WCA Elements: Eco Art Conference page @ Brower Center.

Report from Seattle Public Art Conference

ecoartspace participated in this year’s Americans for the Arts Public Art Network annual conference in Seattle (June 17-20, 2009), curating a Green Room workshop and also facilitating an afternoon roundtable session on selecting artists for “Green” public art projects. The theme of this year’s conference was Renewable Resources: Arts in Sustainable Communities.

Approximately 80 people attended the morning Green Room session rotating through 5 tables in 3 half hour sessions covering most aspects of greening the arts including Communications, Operations, Programs, Facilities, and Public Art. Ian Garrett, Executive Director of The Center for Sustainable Practice in the Arts (CSPA) and teacher of Sustainable Theater and Technology at CalArts (Valencia, CA), led the operations or office procedures sessions. Jennifer Orr, who is the green team leader for Bumbershoot: Seattle’s Music & Arts Festival, led the communications sessions. Michael Crowley, member of the Broadway Green Alliance in New York City led the facilities sessions along with one of the very first LEED attorney’s, Janet Kim Lin, with Bullivant Houser Bailey in Seattle. Michael wrote his award winning thesis in Arts Adminstration from Goucher College entitled Somewhere That’s Green: Environmental Stewardship in Performing Arts Organizations. Betsy Bostwick, Public art Manager for Clackamas County Arts Alliance and recent graduate of the Master’s program in Arts Administration from the University of Oregon (Eugene), led the public art sessions. Bostwick wrote her thesis on Going Green with Public Art and published an article for the Community Arts Network on Greening Public Art Policy in 2008. And, Patricia Watts with ecoartspace who led the programs sessions shared one of her most prolific exhibitions, Hybrid Fields, in terms of high community participation and engagement with a broad audience on issues of sustainability. This was a group show of artists addressing food issues both in the gallery and in the public sphere.

In the afternoon roundtable, a group of 20 artists and administrators discussed the artist selection process for LEED buildings and alternative transportation projects, led by artist and project manager Vaughn Bell with SDOT, Rebecca Ansert with the LA County Arts Commission, and again ecoartspace founder and west coast curator, Patricia Watts.

Overall the junior arts administrators (and some veteran administrators like Barbara Goldstein from San Jose who participated in the Green Room) were pleased that becoming sustainable was the thematic. And, being in Seattle we were surrounded by established public artists like Lorna Jordan, Buster Simpson, Dan Corson, and many others from the Pacific Northwest (Portland, OR) who have been creating sustainable artworks for years!
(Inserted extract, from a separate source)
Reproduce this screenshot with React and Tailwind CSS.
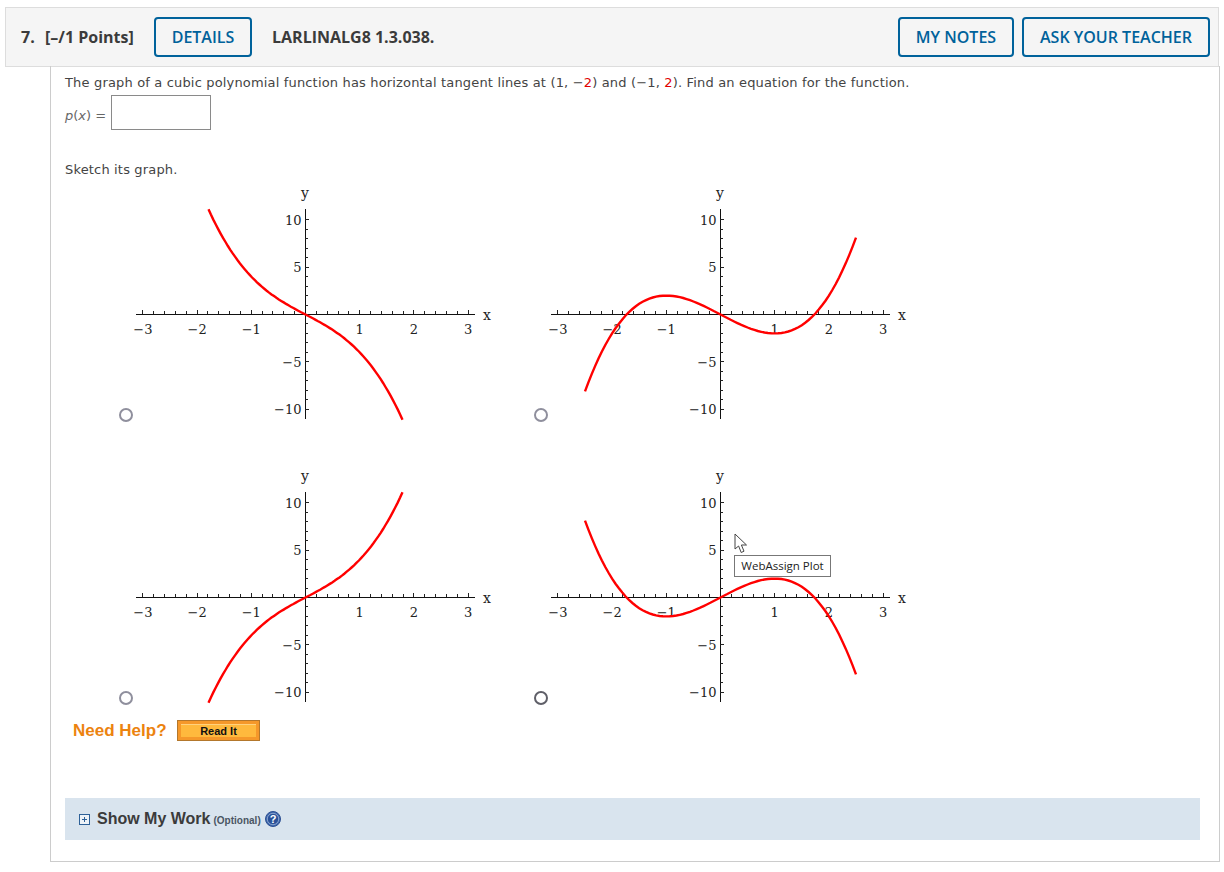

However, the general feeling by most public artists was a real concern that if arts administrators are interested in greening everything from the selection process to what materials are being used to create works, that the focus is being taken off of the art. Many artists feel there are already so many limitations to doing public art that if they have to work in this theme or only use recycled materials, that they are not really creating ART. This is obviously debatable.

As of recent, funding has become stalled on many public art projects nationwide and everyone is sitting/waiting for stimulus funding to feed public art projects through transportation and water infrastructure projects. Public art programs that have already established an interest and built relationships with Environmental Services departments are poised to do some interesting projects in the coming years. A few exciting highly anticipated examples are the San Jose Water Pollution Control Plant, Brightwater Wastewater Treatment Facility, and the City of Ventura’s Harbor Wetland’s Project. And, in Canada, A Public Art Plan for the Expressive Potential of Utility Infrastructure.
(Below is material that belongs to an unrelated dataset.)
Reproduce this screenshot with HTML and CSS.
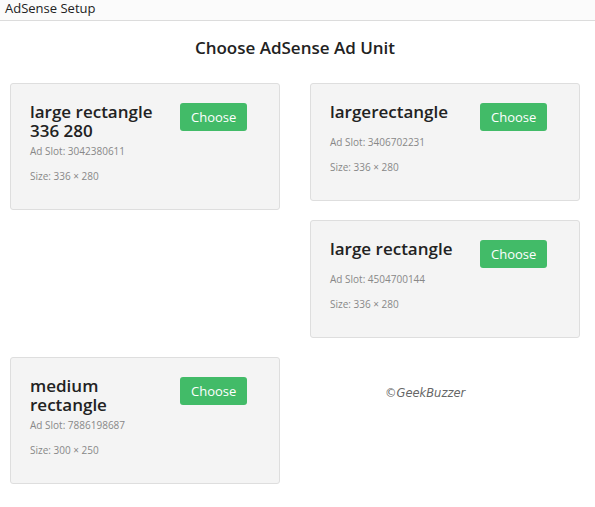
FILE: index.html
```html
<!DOCTYPE html>
<html>
<head>
<meta charset="utf-8">
<title>AdSense Setup</title>
<link rel="stylesheet" href="styles.css">
</head>
<body>
<header class="topbar">AdSense Setup</header>
<main class="main">
  <h1 class="page-title">Choose AdSense Ad Unit</h1>
  <div class="units">
    <section class="card card-a">
      <div class="card-head">
        <h2 class="unit-name">large rectangle 336 280</h2>
        <button class="choose">Choose</button>
      </div>
      <p class="meta">Ad Slot: 3042380611</p>
      <p class="meta meta-size">Size: 336 × 280</p>
    </section>
    <section class="card card-b">
      <div class="card-head">
        <h2 class="unit-name">largerectangle</h2>
        <button class="choose">Choose</button>
      </div>
      <p class="meta">Ad Slot: 3406702231</p>
      <p class="meta meta-size">Size: 336 × 280</p>
    </section>
    <section class="card card-c">
      <div class="card-head">
        <h2 class="unit-name">large rectangle</h2>
        <button class="choose">Choose</button>
      </div>
      <p class="meta">Ad Slot: 4504700144</p>
      <p class="meta meta-size">Size: 336 × 280</p>
    </section>
    <section class="card card-d">
      <div class="card-head">
        <h2 class="unit-name">medium rectangle</h2>
        <button class="choose">Choose</button>
      </div>
      <p class="meta">Ad Slot: 7886198687</p>
      <p class="meta meta-size">Size: 300 × 250</p>
    </section>
    <div class="credit">©GeekBuzzer</div>
  </div>
</main>
</body>
</html>
```

FILE: styles.css
```css
* { box-sizing: border-box; }

body {
  margin: 0;
  background: #ffffff;
  font-family: "Open Sans", "Noto Sans", sans-serif;
  color: #222;
}

.topbar {
  height: 21px;
  padding: 1px 5px 0;
  font-size: 13px;
  line-height: 14px;
  color: #222;
  background: #fbfbfb;
  border-bottom: 1px solid #dcdcdc;
}

.main {
  width: 590px;
  padding: 0 10px;
}

.page-title {
  margin: 15px 0 23px;
  font-size: 17px;
  line-height: 24px;
  font-weight: 600;
  text-align: center;
  color: #222;
}

.units {
  display: grid;
  grid-template-columns: 270px 270px;
  column-gap: 30px;
  row-gap: 19px;
  align-items: start;
}

.card {
  background: #f4f4f4;
  border: 1px solid #dedede;
  border-radius: 3px;
  padding: 18px 19px 25px;
}

.card-a { grid-column: 1; grid-row: 1 / span 2; }
.card-b { grid-column: 2; grid-row: 1; }
.card-c { grid-column: 2; grid-row: 2; }
.card-d { grid-column: 1; grid-row: 3; }

.card-head {
  display: flex;
  align-items: flex-start;
}

.unit-name {
  flex: 0 0 135px;
  margin: 0;
  font-size: 17px;
  line-height: 19px;
  font-weight: 600;
  color: #222;
}

.choose {
  margin: 1px 0 0 15px;
  height: 28px;
  padding: 0 11px;
  border: none;
  border-radius: 3px;
  background: #42bb68;
  color: #fff;
  font-family: "Open Sans", sans-serif;
  font-size: 13px;
  line-height: 28px;
}

.meta {
  margin: 4px 0 0;
  font-size: 10px;
  line-height: 15px;
  color: #888;
}

.meta-size { margin-top: 10px; }

.credit {
  grid-column: 2;
  grid-row: 3;
  padding: 29px 0 0 75px;
  font-family: "DejaVu Sans", sans-serif;
  font-style: italic;
  font-size: 11.5px;
  line-height: 14px;
  color: #666;
}
```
In summary, it appears the time for public art that addresses environmental issues has finally arrived and artists who have been doing ecological art or sustainable art will have a better leg to stand on when applying for these more integrated and functional projects. Let’s keep our finger’s crossed. And, give special thanks to artists like Buster Simpson who won this year’s Public Art Award and who paved the way for all of us.